Het miezerige mannetje Mussert komt allengs meer tot leven en zal tenslotte zijn verhaal vertellen aan Lisa d'India – of aan Krito – die altijd een rol is blijven spelen in zijn leven, ook al was hij niet verliefd op haar, zoals vrijwel al zijn mannelijke collega docenten.

Het is een boek vol ideeën. Als je er met een vlindernet doorheen zou gaan, dan ving je het ene na het andere citaat om op het internet uit te stallen, zoals “(...) conversatie bestaat nu eenmaal voor het grootste deel uit de dingen die je niet zegt.” Maar opvallend is ook de opmerking dat de dode taal van het Latijn een nog levende wordt uit de mond van Dom Antonio Fermi, een benedictijn die een van de passagiers is op de reis van Belém naar Belém, die het tweede deel van de novelle vormt.

Een andere mede passagier is professor Deng. Hij vertelt dat er naast de visie van Ovidius ook een Chinese visie is op de reis van de zon aan de hemel. Deng excuseert zich daar met een ironische toets voor: “Wij kenden uw mythologie nog niet.” De Chinese versie komt van Qu Yuan: “Ouder dan uw Ovidius.” Nooteboom citeert regels 193-195. De sterrenhemel rond de wereld is nog steeds gekleurd door Griekse verhalen, maar waarom juist die? Het doet op het eerste gehoor uiterst eigentijds aan dat Nooteboom impliciet verwijst naar het Eurocentrische in de naamgeving van de hemellichamen, maar misschien is in de mist van de tijd verdwenen dat dergelijke visies ook eerder al gangbaar waren en dat een moderne inclusieve beweging hierop voortbouwt.

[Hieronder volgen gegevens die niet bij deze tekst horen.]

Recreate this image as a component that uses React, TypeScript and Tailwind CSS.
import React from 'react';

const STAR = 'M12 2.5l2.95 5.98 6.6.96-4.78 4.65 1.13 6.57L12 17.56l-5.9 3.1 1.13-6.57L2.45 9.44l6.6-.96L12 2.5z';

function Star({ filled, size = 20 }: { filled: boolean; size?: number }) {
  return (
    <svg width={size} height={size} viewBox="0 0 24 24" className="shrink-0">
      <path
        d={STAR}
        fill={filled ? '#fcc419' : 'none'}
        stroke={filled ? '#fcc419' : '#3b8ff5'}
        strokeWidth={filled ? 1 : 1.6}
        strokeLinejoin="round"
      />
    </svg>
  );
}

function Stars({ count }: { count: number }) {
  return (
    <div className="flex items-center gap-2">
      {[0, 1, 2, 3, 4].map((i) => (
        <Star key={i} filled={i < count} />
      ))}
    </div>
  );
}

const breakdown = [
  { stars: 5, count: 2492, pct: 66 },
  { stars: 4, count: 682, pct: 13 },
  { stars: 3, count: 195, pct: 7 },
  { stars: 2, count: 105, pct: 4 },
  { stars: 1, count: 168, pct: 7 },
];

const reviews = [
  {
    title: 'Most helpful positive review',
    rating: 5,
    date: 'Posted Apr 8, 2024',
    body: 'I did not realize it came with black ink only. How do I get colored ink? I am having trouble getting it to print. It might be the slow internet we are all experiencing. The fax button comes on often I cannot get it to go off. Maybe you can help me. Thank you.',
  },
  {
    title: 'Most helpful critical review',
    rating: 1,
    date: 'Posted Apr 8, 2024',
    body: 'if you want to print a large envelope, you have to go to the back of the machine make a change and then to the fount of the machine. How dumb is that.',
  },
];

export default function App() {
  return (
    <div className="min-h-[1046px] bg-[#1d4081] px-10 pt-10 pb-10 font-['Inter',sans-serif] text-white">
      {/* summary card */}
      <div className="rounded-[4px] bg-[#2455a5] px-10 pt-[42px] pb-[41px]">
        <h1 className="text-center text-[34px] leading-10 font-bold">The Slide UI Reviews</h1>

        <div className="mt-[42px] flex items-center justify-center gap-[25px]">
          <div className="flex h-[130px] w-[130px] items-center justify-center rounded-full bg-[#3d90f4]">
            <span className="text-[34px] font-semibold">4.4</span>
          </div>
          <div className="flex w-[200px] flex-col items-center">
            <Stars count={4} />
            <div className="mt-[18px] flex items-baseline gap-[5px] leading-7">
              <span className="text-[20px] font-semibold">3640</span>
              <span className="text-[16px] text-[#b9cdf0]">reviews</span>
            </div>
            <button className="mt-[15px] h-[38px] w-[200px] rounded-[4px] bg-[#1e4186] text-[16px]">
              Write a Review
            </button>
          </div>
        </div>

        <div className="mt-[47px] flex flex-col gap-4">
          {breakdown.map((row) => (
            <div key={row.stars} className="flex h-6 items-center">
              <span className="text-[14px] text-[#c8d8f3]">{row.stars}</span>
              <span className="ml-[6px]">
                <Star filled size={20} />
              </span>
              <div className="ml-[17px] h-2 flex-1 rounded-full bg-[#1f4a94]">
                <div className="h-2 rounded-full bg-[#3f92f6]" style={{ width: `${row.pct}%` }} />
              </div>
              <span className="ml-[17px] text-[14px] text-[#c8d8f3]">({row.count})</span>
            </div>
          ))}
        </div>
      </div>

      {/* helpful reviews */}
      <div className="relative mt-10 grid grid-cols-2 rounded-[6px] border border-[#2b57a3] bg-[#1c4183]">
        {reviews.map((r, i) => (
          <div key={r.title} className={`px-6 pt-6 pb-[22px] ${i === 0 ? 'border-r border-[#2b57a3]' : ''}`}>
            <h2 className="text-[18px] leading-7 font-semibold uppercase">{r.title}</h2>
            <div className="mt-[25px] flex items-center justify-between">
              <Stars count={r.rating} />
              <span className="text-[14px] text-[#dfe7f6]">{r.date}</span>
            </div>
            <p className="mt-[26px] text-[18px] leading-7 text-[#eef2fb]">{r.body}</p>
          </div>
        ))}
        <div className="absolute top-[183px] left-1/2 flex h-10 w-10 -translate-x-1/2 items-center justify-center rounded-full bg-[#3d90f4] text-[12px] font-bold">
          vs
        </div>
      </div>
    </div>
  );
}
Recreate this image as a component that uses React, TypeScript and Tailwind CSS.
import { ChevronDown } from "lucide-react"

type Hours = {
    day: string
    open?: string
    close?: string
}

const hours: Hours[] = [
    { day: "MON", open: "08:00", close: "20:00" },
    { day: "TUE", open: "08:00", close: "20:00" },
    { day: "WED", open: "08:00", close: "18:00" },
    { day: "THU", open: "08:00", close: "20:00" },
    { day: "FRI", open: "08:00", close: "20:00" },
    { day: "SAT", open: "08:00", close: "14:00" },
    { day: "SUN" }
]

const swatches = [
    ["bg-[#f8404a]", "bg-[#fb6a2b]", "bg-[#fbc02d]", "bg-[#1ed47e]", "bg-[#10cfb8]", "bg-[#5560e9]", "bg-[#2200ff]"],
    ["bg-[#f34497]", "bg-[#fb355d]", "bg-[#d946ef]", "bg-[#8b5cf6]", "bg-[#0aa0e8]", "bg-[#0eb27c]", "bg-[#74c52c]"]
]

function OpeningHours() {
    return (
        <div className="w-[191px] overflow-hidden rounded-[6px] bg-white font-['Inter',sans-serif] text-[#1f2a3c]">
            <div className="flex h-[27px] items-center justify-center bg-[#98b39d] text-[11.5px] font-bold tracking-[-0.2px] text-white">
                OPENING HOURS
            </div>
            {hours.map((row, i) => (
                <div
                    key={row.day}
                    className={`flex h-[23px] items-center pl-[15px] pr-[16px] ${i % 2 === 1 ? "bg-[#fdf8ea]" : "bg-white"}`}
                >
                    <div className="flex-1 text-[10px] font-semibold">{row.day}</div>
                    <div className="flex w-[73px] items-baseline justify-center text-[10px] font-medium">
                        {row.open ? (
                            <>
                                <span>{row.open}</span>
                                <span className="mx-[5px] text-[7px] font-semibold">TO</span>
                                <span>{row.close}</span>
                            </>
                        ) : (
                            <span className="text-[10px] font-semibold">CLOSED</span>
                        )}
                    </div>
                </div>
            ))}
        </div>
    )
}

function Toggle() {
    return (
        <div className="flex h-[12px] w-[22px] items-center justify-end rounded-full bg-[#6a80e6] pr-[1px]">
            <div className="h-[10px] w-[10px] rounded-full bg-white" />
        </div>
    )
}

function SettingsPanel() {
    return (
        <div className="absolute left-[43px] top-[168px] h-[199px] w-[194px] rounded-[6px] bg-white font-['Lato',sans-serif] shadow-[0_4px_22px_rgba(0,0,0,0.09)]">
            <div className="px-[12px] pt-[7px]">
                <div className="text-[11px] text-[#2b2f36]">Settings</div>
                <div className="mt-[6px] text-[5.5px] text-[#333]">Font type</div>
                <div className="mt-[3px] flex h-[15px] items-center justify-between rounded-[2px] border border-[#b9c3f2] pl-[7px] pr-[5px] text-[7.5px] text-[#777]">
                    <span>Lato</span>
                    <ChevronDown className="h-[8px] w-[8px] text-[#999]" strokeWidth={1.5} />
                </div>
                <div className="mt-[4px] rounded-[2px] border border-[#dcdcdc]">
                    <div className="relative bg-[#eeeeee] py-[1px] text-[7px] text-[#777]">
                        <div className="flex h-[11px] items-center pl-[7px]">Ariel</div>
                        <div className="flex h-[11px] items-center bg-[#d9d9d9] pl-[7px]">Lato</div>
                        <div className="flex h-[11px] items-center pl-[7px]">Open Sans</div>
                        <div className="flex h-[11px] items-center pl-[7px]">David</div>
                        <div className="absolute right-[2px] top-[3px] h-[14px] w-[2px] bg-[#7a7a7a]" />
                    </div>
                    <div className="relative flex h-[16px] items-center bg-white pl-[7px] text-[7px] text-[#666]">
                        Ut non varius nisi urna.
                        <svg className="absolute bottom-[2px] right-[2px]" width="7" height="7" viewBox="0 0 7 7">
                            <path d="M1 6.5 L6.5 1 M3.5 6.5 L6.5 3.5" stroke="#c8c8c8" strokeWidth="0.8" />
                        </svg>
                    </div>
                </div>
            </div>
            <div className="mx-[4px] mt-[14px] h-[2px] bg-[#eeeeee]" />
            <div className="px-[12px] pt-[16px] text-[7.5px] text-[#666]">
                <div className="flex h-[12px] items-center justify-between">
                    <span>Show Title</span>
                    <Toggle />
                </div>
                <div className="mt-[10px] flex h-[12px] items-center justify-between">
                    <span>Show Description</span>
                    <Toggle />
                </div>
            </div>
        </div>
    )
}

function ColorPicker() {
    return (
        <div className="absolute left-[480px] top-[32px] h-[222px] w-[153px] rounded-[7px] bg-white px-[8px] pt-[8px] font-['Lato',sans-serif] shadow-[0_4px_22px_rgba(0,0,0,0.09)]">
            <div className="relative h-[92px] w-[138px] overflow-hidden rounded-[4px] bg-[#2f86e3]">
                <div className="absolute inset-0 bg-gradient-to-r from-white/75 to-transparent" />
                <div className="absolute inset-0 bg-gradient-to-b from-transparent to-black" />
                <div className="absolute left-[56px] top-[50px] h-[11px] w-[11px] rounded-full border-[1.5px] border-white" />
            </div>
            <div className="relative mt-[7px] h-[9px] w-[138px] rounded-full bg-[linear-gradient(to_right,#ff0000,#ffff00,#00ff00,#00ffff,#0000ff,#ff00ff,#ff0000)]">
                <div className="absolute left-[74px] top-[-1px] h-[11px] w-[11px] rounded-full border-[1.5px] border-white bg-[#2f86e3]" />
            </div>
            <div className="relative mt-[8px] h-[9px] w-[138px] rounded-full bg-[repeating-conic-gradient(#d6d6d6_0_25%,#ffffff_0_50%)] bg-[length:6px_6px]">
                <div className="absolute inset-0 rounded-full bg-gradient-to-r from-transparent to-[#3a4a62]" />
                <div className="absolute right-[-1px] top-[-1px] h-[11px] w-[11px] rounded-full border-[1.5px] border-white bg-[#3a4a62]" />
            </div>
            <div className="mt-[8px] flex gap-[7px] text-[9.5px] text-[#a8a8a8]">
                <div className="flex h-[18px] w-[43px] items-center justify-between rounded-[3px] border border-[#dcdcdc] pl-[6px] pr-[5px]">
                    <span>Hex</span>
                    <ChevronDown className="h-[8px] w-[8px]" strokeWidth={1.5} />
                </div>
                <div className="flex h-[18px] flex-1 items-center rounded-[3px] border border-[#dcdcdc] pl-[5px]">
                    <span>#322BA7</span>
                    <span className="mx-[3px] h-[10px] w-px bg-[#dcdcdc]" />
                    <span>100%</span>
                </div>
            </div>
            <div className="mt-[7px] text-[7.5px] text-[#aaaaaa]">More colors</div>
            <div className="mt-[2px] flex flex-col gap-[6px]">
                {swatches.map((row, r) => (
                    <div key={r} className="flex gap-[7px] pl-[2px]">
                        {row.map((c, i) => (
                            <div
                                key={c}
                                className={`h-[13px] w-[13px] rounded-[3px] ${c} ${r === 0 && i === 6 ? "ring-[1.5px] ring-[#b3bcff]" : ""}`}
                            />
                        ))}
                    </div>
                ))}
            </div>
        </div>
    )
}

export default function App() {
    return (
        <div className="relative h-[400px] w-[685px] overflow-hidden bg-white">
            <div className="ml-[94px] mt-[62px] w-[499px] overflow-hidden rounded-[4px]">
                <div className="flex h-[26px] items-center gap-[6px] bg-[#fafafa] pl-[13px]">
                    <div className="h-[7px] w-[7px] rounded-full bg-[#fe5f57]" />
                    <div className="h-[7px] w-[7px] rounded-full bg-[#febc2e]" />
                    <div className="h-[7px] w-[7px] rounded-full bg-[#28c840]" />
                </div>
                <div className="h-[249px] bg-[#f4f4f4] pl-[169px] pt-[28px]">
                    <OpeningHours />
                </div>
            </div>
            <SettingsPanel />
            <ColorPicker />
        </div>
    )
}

Het boek zelf gaat op reis. Het werd uitermate positief besproken door Ben Rogers in de Engelse krant
The Independent: filosofisch, grappig en aandoenlijk. In de lexicon van literaire werken begint Ton Brouwers met het wijzen op het internationale succes van het boek. Op wiki wordt het in zes talen behandeld in het Nederlands, Engels, Italiaans, Zweeds, en in het Duits, maar in het Spaans toch het meest uitgebreid, met een enorme hoeveelheid eindnoten. Rogers merkt op dat er ook na verschillende keren herlezen nieuwe opmerkingen uit de novelle te halen zijn. De reiziger weet dat dezelfde route elders in de tijd nieuwe dingen laat zien en dat doet ook deze geschiedenis.